### Importing Essential Packages

In [None]:
import torch
import torch.nn as nn
import torch.nn.functional as F
from torch.utils.data import Dataset, DataLoader
import torch.optim as torch_optim

from sklearn.preprocessing import StandardScaler
from sklearn.model_selection import train_test_split
from sklearn.preprocessing import LabelEncoder

import numpy as np
import pandas as pd
import matplotlib.pyplot as plt

In [None]:
torch.cuda.set_device(0) # cuda

### Loading and preparing the dataset 

In [None]:
BASE = './EQ_Dataset/'
df_eq = pd.read_csv(BASE+'df_EQ_dataset.csv', encoding='utf8')

In [None]:
print(len(df_eq.columns))
# df_eq.info()

In [None]:
df_eq.columns

In [None]:
df_eq['setupYear'].unique()

In [None]:
df_eq['minDOB'] = df_eq['minDOB']/10 #convert to decade
df_eq['minDOB'] = df_eq['minDOB'].astype(int)
df_eq['setupYear'] = df_eq['setupYear']/10 #convert to decade
df_eq['setupYear'] = df_eq['setupYear'].astype(int)

In [None]:
# Decide categorical and continuous variables
# cat_names = ['billOrder', 'billType', 'dueDayW', 'dueMonth','dueDayM', 'dueYear', 'billDayM', 'billMonth', 
#              'billRoute', 'numAccountHolders', 'hasMailAddress', 'city', 'postcode', 'incomeGroup', 
#              'wealthGroup', 'segment', 'RA_CODE_2016', 'AverageHhdSize', 'MB_CODE_2016', 'SA1_7DIGITCODE_2016', 
#              'medianPersonPerBedroom', 'minDOB', 'setupYear']

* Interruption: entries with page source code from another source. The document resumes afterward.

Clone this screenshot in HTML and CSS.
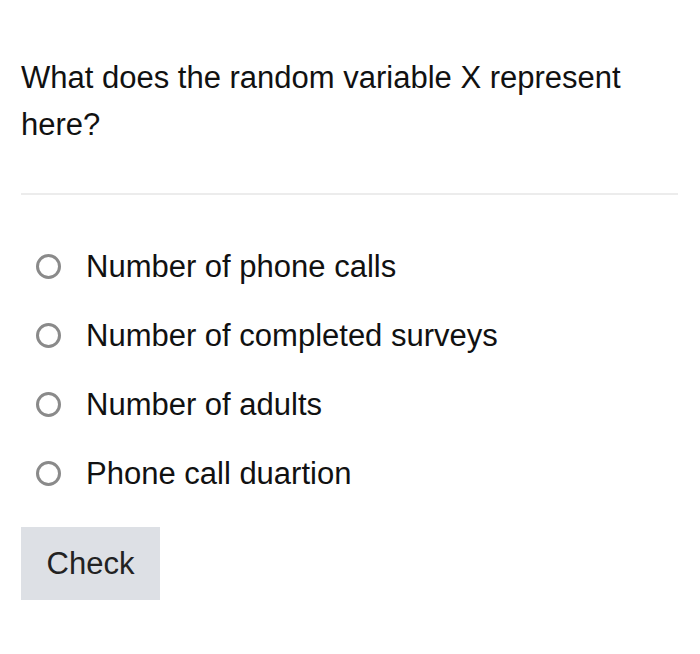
FILE: index.html
```html
<!DOCTYPE html>
<html>
<head>
<meta charset="utf-8">
<link rel="stylesheet" href="styles.css">
</head>
<body>
<div class="quiz">
  <p class="question">What does the random variable X represent here?</p>
  <hr class="divider">
  <ul class="options">
    <li class="option"><span class="radio"></span><span class="label">Number of phone calls</span></li>
    <li class="option"><span class="radio"></span><span class="label">Number of completed surveys</span></li>
    <li class="option"><span class="radio"></span><span class="label">Number of adults</span></li>
    <li class="option"><span class="radio"></span><span class="label">Phone call duartion</span></li>
  </ul>
  <button class="check">Check</button>
</div>
</body>
</html>
```

FILE: styles.css
```css
html, body {
  margin: 0;
  padding: 0;
  background: #ffffff;
}
body {
  font-family: "Liberation Sans", Arial, sans-serif;
  color: #111111;
}
.quiz {
  padding: 54px 22px 0 21px;
}
.question {
  margin: 0;
  font-size: 31px;
  line-height: 47px;
  max-width: 640px;
}
.divider {
  margin: 45px 0 0 0;
  border: 0;
  height: 2px;
  background: #ececec;
}
.options {
  list-style: none;
  margin: 37px 0 0 0;
  padding: 0;
}
.option {
  display: flex;
  align-items: center;
  height: 69px;
  font-size: 31px;
}
.radio {
  box-sizing: border-box;
  width: 25px;
  height: 25px;
  border: 3px solid #8a8a8a;
  border-radius: 50%;
  margin-left: 15px;
  margin-right: 25px;
  flex: none;
}
.check {
  margin-top: 19px;
  width: 139px;
  height: 73px;
  border: 0;
  border-radius: 0;
  background: #dde0e5;
  font-family: "Liberation Sans", Arial, sans-serif;
  font-size: 31px;
  color: #222222;
  padding: 0;
}
```
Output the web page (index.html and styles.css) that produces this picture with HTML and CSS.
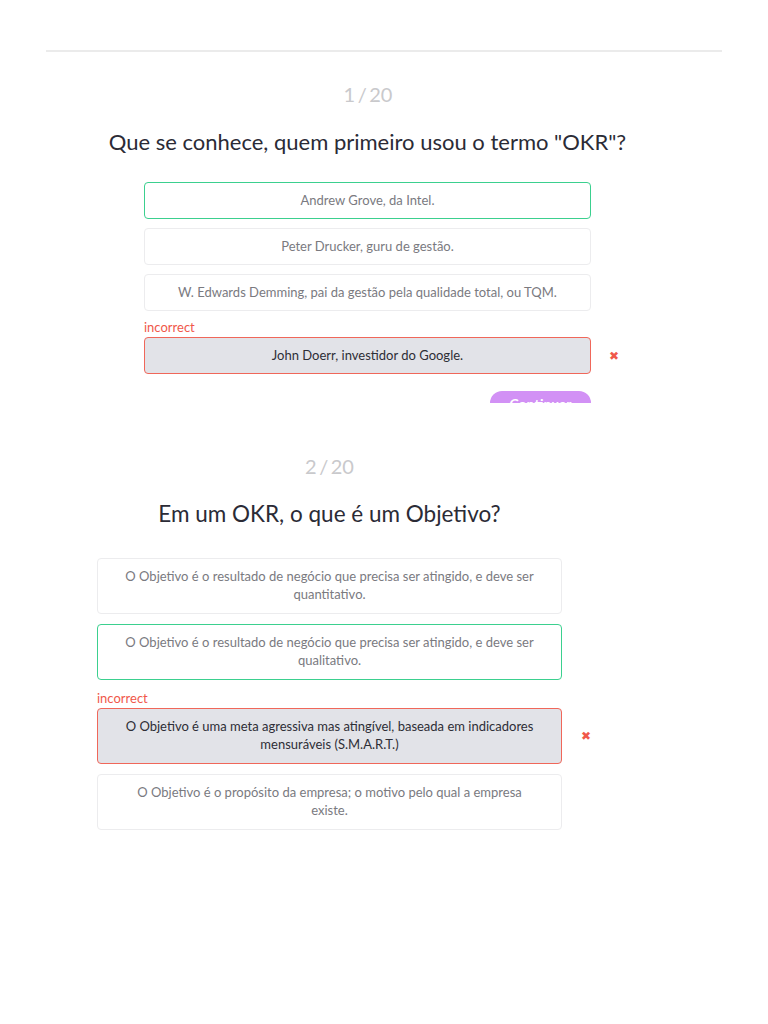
FILE: index.html
```html
<!DOCTYPE html>
<html lang="pt">
<head>
<meta charset="utf-8">
<title>Quiz OKR</title>
<link rel="stylesheet" href="styles.css">
</head>
<body>
<div class="page">
  <hr class="divider">

  <section class="quiz quiz-one">
    <div class="counter">1&thinsp;/&thinsp;20</div>
    <div class="block">
      <h2 class="question">Que se conhece, quem primeiro usou o termo "OKR"?</h2>
      <div class="options">
        <div class="row"><div class="option correct">Andrew Grove, da Intel.</div></div>
        <div class="row"><div class="option">Peter Drucker, guru de gestão.</div></div>
        <div class="row"><div class="option">W. Edwards Demming, pai da gestão pela qualidade total, ou TQM.</div></div>
        <div class="label">incorrect</div>
        <div class="row">
          <div class="option wrong">John Doerr, investidor do Google.</div>
          <span class="mark">✖</span>
        </div>
      </div>
      <div class="actions"><button class="continue">Continuar</button></div>
    </div>
  </section>

  <section class="quiz quiz-two">
    <div class="block">
      <div class="counter">2&thinsp;/&thinsp;20</div>
      <h2 class="question">Em um OKR, o que é um Objetivo?</h2>
      <div class="options">
        <div class="row"><div class="option tall">O Objetivo é o resultado de negócio que precisa ser atingido, e deve ser quantitativo.</div></div>
        <div class="row"><div class="option tall correct">O Objetivo é o resultado de negócio que precisa ser atingido, e deve ser qualitativo.</div></div>
        <div class="label">incorrect</div>
        <div class="row">
          <div class="option tall wrong">O Objetivo é uma meta agressiva mas atingível, baseada em indicadores mensuráveis (S.M.A.R.T.)</div>
          <span class="mark">✖</span>
        </div>
        <div class="row"><div class="option tall">O Objetivo é o propósito da empresa; o motivo pelo qual a empresa existe.</div></div>
      </div>
    </div>
  </section>
</div>
</body>
</html>
```

FILE: styles.css
```css
* { box-sizing: border-box; }

html, body {
  margin: 0;
  padding: 0;
  background: #ffffff;
}

body {
  font-family: Lato, "Open Sans", "Liberation Sans", sans-serif;
  color: #2c2c38;
}

.page {
  width: 768px;
  height: 1024px;
  padding-top: 50px;
}

.divider {
  margin: 0 46px;
  border: 0;
  height: 2px;
  background: #ebebeb;
}

.counter {
  text-align: center;
  font-size: 20px;
  line-height: 24px;
  color: #c9c9cc;
}

.question {
  margin: 0;
  text-align: center;
  font-weight: 400;
  font-size: 22px;
  line-height: 28px;
  color: #2b2b36;
  white-space: nowrap;
}

.quiz-one {
  padding-top: 30px;
  height: 351px;
  overflow: hidden;
}

.quiz-one .counter {
  padding-right: 32px;
}

.quiz-one .block {
  margin-left: 144px;
  width: 447px;
}

.quiz-one .question {
  margin-top: 22px;
  margin-left: -40px;
  margin-right: -40px;
}

.options {
  margin-top: 26px;
  display: flex;
  flex-direction: column;
  gap: 9px;
}

.quiz-two .options {
  margin-top: 30px;
  gap: 10px;
}

.row {
  position: relative;
  display: flex;
  align-items: center;
}

.option {
  flex: 1;
  min-height: 37px;
  padding: 9px 12px;
  border: 1px solid #ececee;
  border-radius: 4px;
  background: #ffffff;
  text-align: center;
  font-size: 13px;
  line-height: 17px;
  color: #7a7a7f;
}

.option.tall {
  min-height: 56px;
  padding: 8px 20px;
  line-height: 18px;
}

.option.correct {
  border-color: #3bd08f;
}

.option.wrong {
  border-color: #f0675a;
  background: #e2e3e8;
  color: #2e2e36;
}

.label {
  margin-top: -1px;
  margin-bottom: -7px;
  font-size: 13px;
  line-height: 16px;
  color: #f0584a;
}

.quiz-two .label {
  margin-top: 0;
  margin-bottom: -8px;
}

.mark {
  position: absolute;
  right: -28px;
  top: 50%;
  transform: translateY(-50%);
  font-size: 12px;
  line-height: 12px;
  color: #f0584a;
}

.quiz-two .mark {
  right: -29px;
}

.actions {
  display: flex;
  justify-content: flex-end;
  margin-top: 17px;
}

.continue {
  width: 101px;
  height: 30px;
  border: 0;
  border-radius: 12px;
  background: #d291f5;
  color: #ffffff;
  font-family: Lato, "Open Sans", sans-serif;
  font-weight: 700;
  font-size: 14px;
  line-height: 18px;
  padding: 4px 0 0;
  display: flex;
  justify-content: center;
  align-items: flex-start;
}

.quiz-two {
  padding-top: 51px;
}

.quiz-two .block {
  margin-left: 97px;
  width: 465px;
}

.quiz-two .question {
  margin-top: 22px;
  font-size: 22.5px;
}
```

cat_names = ['billOrder', 'billType', 'dueMonth', 'billRoute', 'numAccountHolders', 'hasMailAddress', 'postcode', 'incomeGroup', 
             'wealthGroup', 'AverageHhdSize', 'minDOB', 'setupYear']

cont_names = ['billDuration', 'medianHhdIncWkly', 'medianMortgageWkly', 'medianRentWkly']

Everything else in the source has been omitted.